Care homes: no recovery from ‘Do Not Recover’ orders?

MPs are calling for a review of ‘Do Not Attempt Resuscitation’ orders for care home residents, ‘as fears grow that blanket decisions are still being taken’; during the first wave of the Covid pandemic, it emerged that some homes had placed such orders ‘on every single resident’, and the Care Quality Commission was tasked with looking into the situation, but MPs fear that such ‘“blanket orders” imposed months ago could send thousands to their deaths in coming months.’ In a letter, 16 MPs, ‘including the chairmen of the all-party parliamentary groups on coronavirus, on ageing and older people, and on rural health and social care’, have called on the Health Secretary to order ‘an urgent review of every DNAR placed on file’, saying ‘they were “incredibly disturbed” by reports of “clearly unlawful and unethical policies’; although the CQC review ‘was welcome’, its findings ‘may come too late’, since ‘“[a]n unknown number of DNARs remain in care home residents’ files. Many of those people could get ill over the winter – they cannot wait for the outcomes of the CQC review and neither should they need to”’.

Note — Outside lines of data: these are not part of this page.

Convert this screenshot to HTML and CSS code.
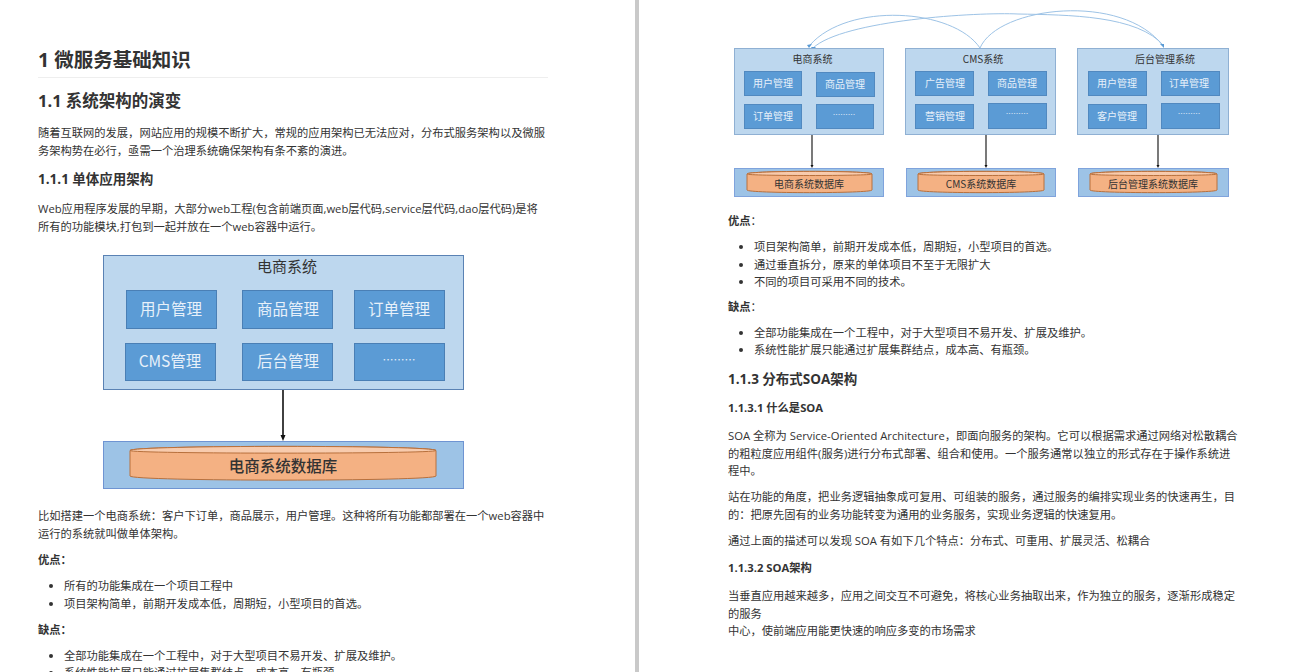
FILE: index.html
```html
<!DOCTYPE html>
<html lang="zh">
<head>
<meta charset="utf-8">
<title>微服务基础知识</title>
<link rel="stylesheet" href="styles.css">
</head>
<body>
<main class="viewer">
  <article class="page page-left">
    <h1>1 微服务基础知识</h1>
    <h2>1.1 系统架构的演变</h2>
    <p>随着互联网的发展，网站应用的规模不断扩大，常规的应用架构已无法应对，分布式服务架构以及微服务架构势在必行，亟需一个治理系统确保架构有条不紊的演进。</p>
    <h3>1.1.1 单体应用架构</h3>
    <p>Web应用程序发展的早期，大部分web工程(包含前端页面,web层代码,service层代码,dao层代码)是将所有的功能模块,打包到一起并放在一个web容器中运行。</p>
    <figure class="fig fig-mono">
      <svg width="370" height="240" viewBox="0 0 370 240">
        <rect x="5.5" y="6.5" width="360" height="134" fill="#bdd7ee" stroke="#5a82b4"/>
        <text class="t-dark" x="189" y="23" font-size="15">电商系统</text>
        <g class="box"><rect x="28.5" y="41.5" width="90" height="38"/><text x="73" y="66" font-size="15.5">用户管理</text></g>
        <g class="box"><rect x="144.5" y="41.5" width="90" height="38"/><text x="190" y="66" font-size="15.5">商品管理</text></g>
        <g class="box"><rect x="256.5" y="41.5" width="90" height="38"/><text x="301" y="66" font-size="15.5">订单管理</text></g>
        <g class="box"><rect x="27.5" y="94.5" width="90" height="37"/><text x="72" y="118" font-size="15.5">CMS管理</text></g>
        <g class="box"><rect x="144.5" y="94.5" width="90" height="37"/><text x="190" y="118" font-size="15.5">后台管理</text></g>
        <g class="box"><rect x="256.5" y="94.5" width="90" height="37"/><text x="301" y="115" font-size="11">………</text></g>
        <path d="M185 141V186" stroke="#111" stroke-width="1.6"/>
        <path d="M182.5 186h5L185 192z" fill="#111"/>
        <rect x="5.5" y="192.5" width="360" height="47" fill="#9dc3e6" stroke="#6f94d2"/>
        <path d="M32 201.5C32 196 338 196 338 201.5V227C338 232.5 32 232.5 32 227Z" fill="#f4b183" stroke="#b8703c"/>
        <path d="M32 201.5C32 205 338 205 338 201.5C338 196 32 196 32 201.5Z" fill="#f8cbad" stroke="#b8703c"/>
        <text class="t-dark t-db" x="185" y="223" font-size="15.5">电商系统数据库</text>
      </svg>
    </figure>
    <p>比如搭建一个电商系统：客户下订单，商品展示，用户管理。这种将所有功能都部署在一个web容器中运行的系统就叫做单体架构。</p>
    <p class="label"><strong>优点：</strong></p>
    <ul>
      <li>所有的功能集成在一个项目工程中</li>
      <li>项目架构简单，前期开发成本低，周期短，小型项目的首选。</li>
    </ul>
    <p class="label"><strong>缺点：</strong></p>
    <ul>
      <li>全部功能集成在一个工程中，对于大型项目不易开发、扩展及维护。</li>
      <li>系统性能扩展只能通过扩展集群结点，成本高、有瓶颈。</li>
    </ul>
  </article>
  <article class="page page-right">
    <figure class="fig fig-soa">
      <svg width="510" height="205" viewBox="0 0 510 205">
        <g fill="none" stroke="#9dc3e6" stroke-width="1">
          <path d="M252 48C225 8 120 2 82 45"/>
          <path d="M85 48C115 20 250 12 290 14C340 15 410 15 436 46"/>
          <path d="M252 48C270 6 395 -8 435 46"/>
        </g>
        <path d="M79 45l5-1-3 4zM83 47l5 0-3 3zM432 44l4 0 0 4z" fill="#5b9bd5"/>
        <g fill="#bdd7ee" stroke="#8fb0d3">
          <rect x="6.5" y="48.5" width="149" height="86"/>
          <rect x="177.5" y="48.5" width="150" height="86"/>
          <rect x="349.5" y="48.5" width="151" height="86"/>
        </g>
        <g class="t-dark" font-size="10">
          <text x="84.5" y="63">电商系统</text><text x="255" y="63">CMS系统</text><text x="437" y="63">后台管理系统</text>
        </g>
        <g class="box small">
          <rect x="16.5" y="71.5" width="57" height="24"/><text x="45" y="87">用户管理</text>
          <rect x="88.5" y="72.5" width="58" height="24"/><text x="117" y="88">商品管理</text>
          <rect x="16.5" y="104.5" width="57" height="24"/><text x="45" y="120">订单管理</text>
          <rect x="88.5" y="104.5" width="57" height="24"/><text class="dots" x="116" y="118">………</text>
          <rect x="187.5" y="71.5" width="58" height="24"/><text x="217" y="87">广告管理</text>
          <rect x="260.5" y="71.5" width="58" height="24"/><text x="289" y="87">商品管理</text>
          <rect x="187.5" y="104.5" width="58" height="24"/><text x="217" y="120">营销管理</text>
          <rect x="260.5" y="103.5" width="58" height="25"/><text class="dots" x="289" y="117">………</text>
          <rect x="360.5" y="71.5" width="58" height="24"/><text x="389" y="87">用户管理</text>
          <rect x="433.5" y="71.5" width="58" height="24"/><text x="461" y="87">订单管理</text>
          <rect x="360.5" y="104.5" width="58" height="24"/><text x="389" y="120">客户管理</text>
          <rect x="433.5" y="103.5" width="58" height="25"/><text class="dots" x="461" y="117">………</text>
        </g>
        <g stroke="#222" stroke-width="1.2">
          <path d="M84 135V166M258 135V166M430 135V166"/>
        </g>
        <path d="M82.5 165h3L84 168zM256.5 165h3L258 168zM428.5 165h3L430 168z" fill="#111"/>
        <g fill="#9dc3e6" stroke="#7fa3dc">
          <rect x="6.5" y="168.5" width="149" height="28"/>
          <rect x="178.5" y="168.5" width="149" height="28"/>
          <rect x="350.5" y="168.5" width="150" height="28"/>
        </g>
        <g fill="#f4b183" stroke="#b8703c">
          <path d="M19 174C19 170.5 144 170.5 144 174V190C144 193.5 19 193.5 19 190Z"/>
          <path d="M190 174C190 170.5 316 170.5 316 174V190C316 193.5 190 193.5 190 190Z"/>
          <path d="M362 174C362 170.5 489 170.5 489 174V190C489 193.5 362 193.5 362 190Z"/>
        </g>
        <g fill="#f8cbad" stroke="#b8703c">
          <path d="M19 174C19 170.5 144 170.5 144 174C144 176 19 176 19 174Z"/>
          <path d="M190 174C190 170.5 316 170.5 316 174C316 176 190 176 190 174Z"/>
          <path d="M362 174C362 170.5 489 170.5 489 174C489 176 362 176 362 174Z"/>
        </g>
        <g class="t-dark" font-size="10">
          <text x="81" y="188">电商系统数据库</text><text x="253" y="188">CMS系统数据库</text><text x="425" y="188">后台管理系统数据库</text>
        </g>
      </svg>
    </figure>
    <p class="label label-top"><strong>优点</strong>：</p>
    <ul>
      <li>项目架构简单，前期开发成本低，周期短，小型项目的首选。</li>
      <li>通过垂直拆分，原来的单体项目不至于无限扩大</li>
      <li>不同的项目可采用不同的技术。</li>
    </ul>
    <p class="label"><strong>缺点</strong>：</p>
    <ul>
      <li>全部功能集成在一个工程中，对于大型项目不易开发、扩展及维护。</li>
      <li>系统性能扩展只能通过扩展集群结点，成本高、有瓶颈。</li>
    </ul>
    <h3>1.1.3 分布式SOA架构</h3>
    <h4>1.1.3.1 什么是SOA</h4>
    <p>SOA 全称为 Service-Oriented Architecture，即面向服务的架构。它可以根据需求通过网络对松散耦合的粗粒度应用组件(服务)进行分布式部署、组合和使用。一个服务通常以独立的形式存在于操作系统进程中。</p>
    <p>站在功能的角度，把业务逻辑抽象成可复用、可组装的服务，通过服务的编排实现业务的快速再生，目的：把原先固有的业务功能转变为通用的业务服务，实现业务逻辑的快速复用。</p>
    <p>通过上面的描述可以发现 SOA 有如下几个特点：分布式、可重用、扩展灵活、松耦合</p>
    <h4>1.1.3.2 SOA架构</h4>
    <p>当垂直应用越来越多，应用之间交互不可避免，将核心业务抽取出来，作为独立的服务，逐渐形成稳定的服务<br>中心，使前端应用能更快速的响应多变的市场需求</p>
  </article>
</main>
</body>
</html>
```
FILE: styles.css
```css
* { box-sizing: border-box; }
html, body { margin: 0; height: 672px; overflow: hidden; background: #fff; }
body {
  font-family: "Open Sans", "Noto Sans CJK SC", sans-serif;
  font-size: 11.27px;
  line-height: 17.6px;
  color: #333;
}
.viewer { display: flex; height: 672px; overflow: hidden; }
.page { height: 672px; overflow: hidden; }
.page-left { width: 639px; padding: 48px 87px 0 38px; border-right: 4px solid #c9c9c9; }
.page-right { width: 655px; padding: 0 54px 0 89px; }
h1, h2, h3, h4, p, ul, figure { margin: 0; }
h1 { font-size: 19.5px; line-height: 24px; padding-bottom: 5px; border-bottom: 1px solid #eee; font-weight: 700; }
h2 { font-size: 16.5px; line-height: 22px; margin-top: 12px; font-weight: 700; }
h3 { font-size: 13.5px; line-height: 20px; margin-top: 10px; font-weight: 700; }
h4 { font-size: 11.27px; line-height: 18px; margin-top: 10px; font-weight: 700; }
p { margin-top: 8.4px; }
h2 + p { margin-top: 12px; }
h3 + p { margin-top: 11px; }
h4 + p { margin-top: 10px; }
ul { margin-top: 8.4px; padding-left: 26px; }
.label { margin-top: 8.4px; }
.page-right .label { margin-top: 7px; }
.page-right .label-top { margin-top: 7px; }
.fig svg { display: block; }
.fig-mono { margin: 14px 0 18px 60px; }
svg text { font-family: "Noto Sans CJK SC", sans-serif; text-anchor: middle; }
.t-dark { fill: #333; }
.t-db { font-weight: 500; }
.box rect { fill: #5b9bd5; stroke: #4a7fb5; }
.box text { fill: #e8f1fa; }
.small { font-size: 10px; }
.small rect { stroke: #5189c0; }
.box .dots { font-size: 7.5px; }
```
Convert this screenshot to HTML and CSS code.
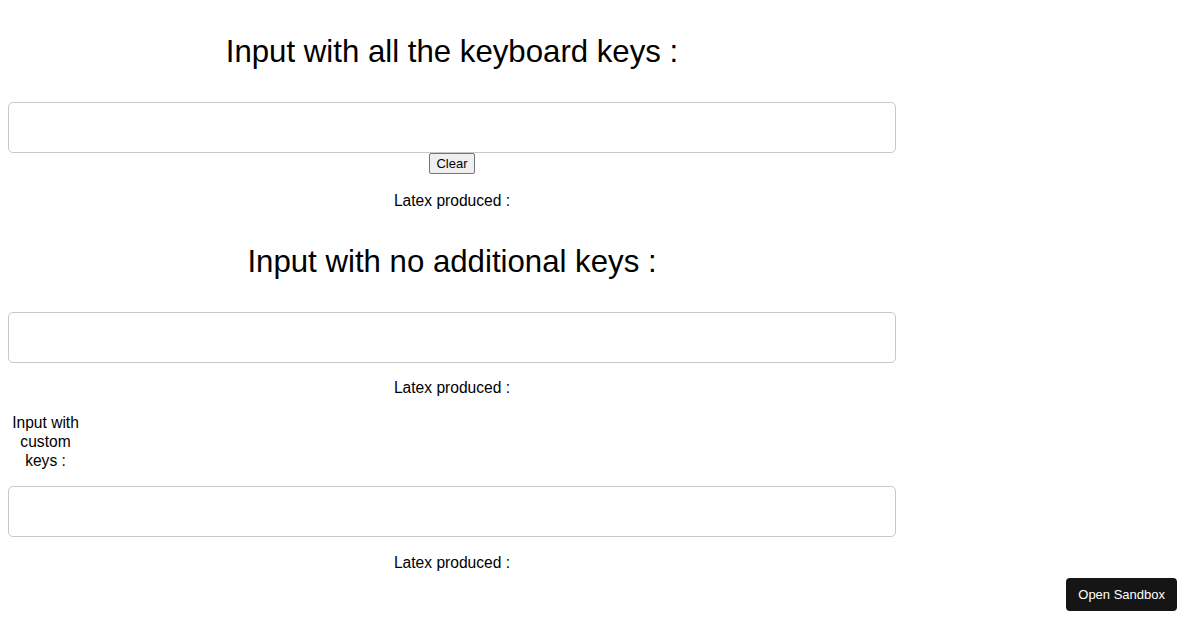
FILE: index.html
```html
<!DOCTYPE html>
<html>
<head>
<meta charset="utf-8">
<link rel="stylesheet" href="styles.css">
</head>
<body>
<div class="container">
  <section class="block">
    <h1 class="title">Input with all the keyboard keys :</h1>
    <div class="math-input"></div>
    <button class="clear-btn">Clear</button>
    <p class="latex">Latex produced :</p>
  </section>
  <section class="block">
    <h1 class="title title-second">Input with no additional keys :</h1>
    <div class="math-input"></div>
    <p class="latex">Latex produced :</p>
  </section>
  <section class="block">
    <div class="small-label">Input with custom keys :</div>
    <div class="math-input"></div>
    <p class="latex latex-last">Latex produced :</p>
  </section>
</div>
<a class="sandbox-btn">Open Sandbox</a>
</body>
</html>
```
FILE: styles.css
```css
html, body {
  background: #fff;
}
body {
  margin: 8px;
  font-family: "Liberation Sans", Arial, sans-serif;
  color: #000;
}
.container {
  width: 888px;
  text-align: center;
}
.block {
  display: flex;
  flex-direction: column;
  align-items: center;
}
.title {
  font-size: 31.2px;
  font-weight: normal;
  margin: 25px 0 32px;
  line-height: 37px;
}
.title-second {
  margin-top: 17px;
}
.math-input {
  align-self: stretch;
  height: 49px;
  border: 1px solid #c8c8c8;
  border-radius: 5px;
  box-sizing: content-box;
}
.clear-btn {
  font-family: "Liberation Sans", Arial, sans-serif;
  font-size: 13px;
  padding: 2px 6px;
  height: 21px;
  margin-bottom: 2px;
  border: 1px solid #767676;
  border-radius: 2px;
  background: #efefef;
  color: #000;
}
.latex {
  font-size: 15.6px;
  line-height: 18px;
  margin: 16px 0;
}
.latex-last {
  margin-top: 17px;
}
.small-label {
  align-self: flex-start;
  width: 75px;
  font-size: 15.6px;
  line-height: 19px;
  margin: 0 0 16px;
}
.sandbox-btn {
  position: fixed;
  right: 23px;
  bottom: 19px;
  background: #151515;
  color: #fff;
  font-family: "Liberation Sans", Arial, sans-serif;
  font-size: 13px;
  padding: 9px 12px;
  border-radius: 4px;
  line-height: 15px;
}
```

Amnesty International has backed their calls, with its UK director, Kate Allen, saying that ‘the unlawful use of the orders for care home residents was a “clear violation of human rights”.’ A Department of Health and Social Care spokesman responded that the blanket use of such instructions ‘“has never been policy and we have taken action to prevent this”’, saying that it was ‘“completely unacceptable” for “DNAR policies to be applied in a blanket fashion to any group of people”’ (‘Care homes still making “no recovery” orders, MPs fear’, Telegraph, November 23, 2020).


It is good to know that it is not Government policy to decide in advance that large numbers of vulnerable old people are not worth saving; however, it is Government policy to exempt from Covid restrictions those individuals going to Switzerland to end their lives. As with individuals who complete DNARs, they would no doubt see this as a matter of individual choice; however, if the alternative is lack of support in the one case, and Covid isolation in the other, ‘choice’ becomes a meaningless concept.


Giving vulnerable people the ‘choice’ to end their lives is simply saying ‘we don’t care if you die, as long as it’s your (nominal) choice’. But whether it is accomplished by not treating/caring for the person, or by lethal injection/deadly cocktail, to not care if a person dies is to not care about that person.


‘Do Not Resuscitate’ orders may seem a sensible approach, but it simply means asking people to decide that they do not want to be treated in future circumstances that cannot be known without the help of a crystal ball; the case of the elderly Dutch lady with dementia who, when in good health had signed a form saying she would want euthanasia if she lost her faculties, and was forcibly euthanized by a doctor despite striving to avoid the lethal injection, demonstrates the dangers of signing your own death warrant in advance.


It would be far better and more ethical to leave decisions about resuscitation to the clinical judgement of medical professionals, but if that judgement has been undermined and possibly corrupted by the elevation of ‘choice’ above ethics, who will trust the word of the doctor?


Choosing to do a wrong thing does not make it right simply because we choose to do it; and at the root of the ‘right to die’ approach is the subjective view - either of other people or of the future self we fear becoming - that we would hate to ‘live like that’ - that death would be preferable; hence, whoever is ‘living like that’ must want to be dead.  Making an idol of faux choice has led to the mania for blanket DNARs; sadly, it appears that many care homes have not recovered from their earlier bout of Covid ‘Do Not Recover’ orders.